Niezależnie od zmęczenia szliśmy do przodu…
*****
Wcześniej nie wiedziałem, że Jaskinia Szpatowców ma też mniejszą siostrę, którą jest Mała Jaskinia Szpatowców. W porównaniu do swojej większej siostry (zwanej także Jaskinia Kalcytowa), Mała Szpatowców nie wiązała się z żadnym większym wysiłkiem.
Taka ot, dziura w ziemi, do której można zjechać, chociaż w sumie to nawet i dałoby się zejść bez zakładania większości sprzętu. Jednak mając na uwadze porę i nasz ogólny stan psychofizyczny, grzecznie ubieramy szpej i nurkujemy w dziurze, by po chwili ją opuścić.
Mała Jaskinia Szpatowców zaliczona. Zostawiamy za sobą otwór i kierujemy się w stronę jej większej siostry – na naszym celowniku jest Jaskinia Kalcytowa (Szpatowców).
Tę dziurę pamiętałem doskonale, głównie dzięki opowieściom o śmiertelnych wypadkach, które miały miejsce w Kalcytowej. Pomimo, że byłem tu kilka ładnych lat temu, nawet udało mi się odtworzyć z pamięci gdzie i w jaki sposób wykonywane było poręczowanie, oraz jak całość wygląda na dole. Nie oszukujmy się, wiele do pamiętania nie było, w końcu Jaskinia Szpatowców to nie Wielka Śnieżna.
Kalcytowa nie zaskoczyła niczym niezwykłym. Szybki zjazd na dół, odczekanie na swoją kolej i wędrówka do góry.
*****
Zaczęło się robić kiepsko: raz, drugi i trzeci gdzieś przykucałem, przysiadałem, to na chwilę oko przymknąłem, to wtuliłem głowę w ramiona.
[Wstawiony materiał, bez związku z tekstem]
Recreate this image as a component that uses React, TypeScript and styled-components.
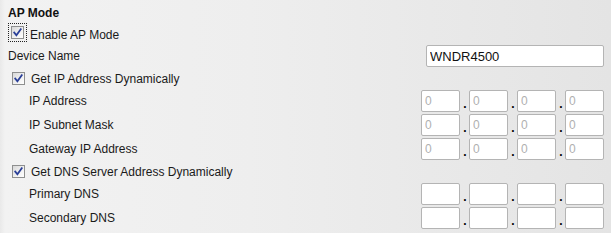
import React from "react";
import styled, { createGlobalStyle } from "styled-components";

const GlobalStyle = createGlobalStyle`
    html, body {
        margin: 0;
        padding: 0;
    }
    body {
        font-family: "Liberation Sans", Arial, sans-serif;
        font-size: 12px;
        color: #1a1a1a;
    }
`;

const Page = styled.div`
    width: 611px;
    height: 233px;
    box-sizing: border-box;
    padding: 1px 7px 0 8px;
    background: linear-gradient(
        to right,
        #e9e9e9 0px,
        #f2f2f2 5px,
        #eeeeee 250px,
        #e4e4e4 611px
    );
    display: flex;
    flex-direction: column;
`;

const Title = styled.div`
    height: 23px;
    display: flex;
    align-items: center;
    font-weight: bold;
    color: #111;
`;

const Row = styled.div<{ $h: number }>`
    height: ${(p) => p.$h}px;
    display: flex;
    align-items: center;
    justify-content: space-between;
`;

const Group = styled.div`
    display: flex;
    flex-direction: column;
    gap: 2px;
`;

const CheckLabel = styled.label<{ $indent: number; $gap: number }>`
    display: flex;
    align-items: center;
    gap: ${(p) => p.$gap}px;
    padding-left: ${(p) => p.$indent}px;
    cursor: pointer;
`;

const FocusRing = styled.span`
    display: flex;
    padding: 2px;
    border: 1px dotted #222;
    margin-bottom: 4px;
`;

const Box = styled.span`
    width: 13px;
    height: 13px;
    box-sizing: border-box;
    border: 1px solid #8e8f8f;
    background: linear-gradient(135deg, #d8d8d8 0%, #f2f2f2 60%, #ffffff 100%);
    display: flex;
    align-items: center;
    justify-content: center;
`;

const Label = styled.span<{ $indent?: number }>`
    padding-left: ${(p) => p.$indent ?? 0}px;
`;

const TextInput = styled.input`
    width: 178px;
    height: 22px;
    box-sizing: border-box;
    border: 1px solid #b4b4b4;
    border-radius: 2px;
    background: #fff;
    padding: 0 3px;
    font-family: "Liberation Sans", Arial, sans-serif;
    font-size: 13px;
    color: #111;
    outline: none;
`;

const IpFields = styled.div`
    display: flex;
    align-items: center;
`;

const Octet = styled.input`
    width: 39px;
    height: 22px;
    box-sizing: border-box;
    border: 1px solid #b4b4b4;
    border-radius: 2px;
    background: #fff;
    padding: 0 3px;
    font-family: "Liberation Sans", Arial, sans-serif;
    font-size: 12px;
    color: #111;
    outline: none;
    &::placeholder {
        color: #b0b0b0;
    }
`;

const Dot = styled.span`
    width: 9px;
    text-align: center;
    font-weight: bold;
    font-size: 12px;
    color: #000;
    padding-top: 5px;
    padding-left: 1px;
    box-sizing: border-box;
`;

const Check = () => (
    <Box>
        <svg width="9" height="9" viewBox="0 0 9 9">
            <path
                d="M1.2 4.6 L3.4 7.2 L7.8 1.2"
                fill="none"
                stroke="#2a3f98"
                strokeWidth="1.8"
                strokeLinecap="square"
            />
        </svg>
    </Box>
);

const IpInput = ({ placeholder }: { placeholder?: string }) => (
    <IpFields>
        {[0, 1, 2, 3].map((i) => (
            <React.Fragment key={i}>
                {i > 0 && <Dot>.</Dot>}
                <Octet placeholder={placeholder} />
            </React.Fragment>
        ))}
    </IpFields>
);

const App: React.FC = () => {
    return (
        <>
            <GlobalStyle />
            <Page>
                <Title>AP Mode</Title>
                <Row $h={21}>
                    <CheckLabel $indent={0} $gap={3}>
                        <FocusRing>
                            <Check />
                        </FocusRing>
                        <span>Enable AP Mode</span>
                    </CheckLabel>
                </Row>
                <Row $h={22}>
                    <Label>Device Name</Label>
                    <TextInput defaultValue="WNDR4500" />
                </Row>
                <Row $h={23}>
                    <CheckLabel $indent={4} $gap={6}>
                        <Check />
                        <span>Get IP Address Dynamically</span>
                    </CheckLabel>
                </Row>
                <Group>
                    <Row $h={22}>
                        <Label $indent={21}>IP Address</Label>
                        <IpInput placeholder="0" />
                    </Row>
                    <Row $h={22}>
                        <Label $indent={21}>IP Subnet Mask</Label>
                        <IpInput placeholder="0" />
                    </Row>
                    <Row $h={22}>
                        <Label $indent={21}>Gateway IP Address</Label>
                        <IpInput placeholder="0" />
                    </Row>
                </Group>
                <Row $h={23}>
                    <CheckLabel $indent={4} $gap={6}>
                        <Check />
                        <span>Get DNS Server Address Dynamically</span>
                    </CheckLabel>
                </Row>
                <Group>
                    <Row $h={22}>
                        <Label $indent={21}>Primary DNS</Label>
                        <IpInput />
                    </Row>
                    <Row $h={22}>
                        <Label $indent={21}>Secondary DNS</Label>
                        <IpInput />
                    </Row>
                </Group>
            </Page>
        </>
    );
};

export default App;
Pomimo, że zmęczenie coraz wyraźniej dawało o sobie znać, maraton jaskiniowy trwał. Po opuszczeniu szpatowych sióstr ruszyliśmy w stronę samochodów, by zostawić w nich już zbędny balast.
Część uczestników nie oparła się pokusie i wskoczyła do ciepłych śpiworów, co twardsi zdecydowali się na zaliczenie jeszcze kilku obiektów.
Z wielkim bólem zostawiłem za sobą przytulny samochód z mięciutkimi siedzeniami.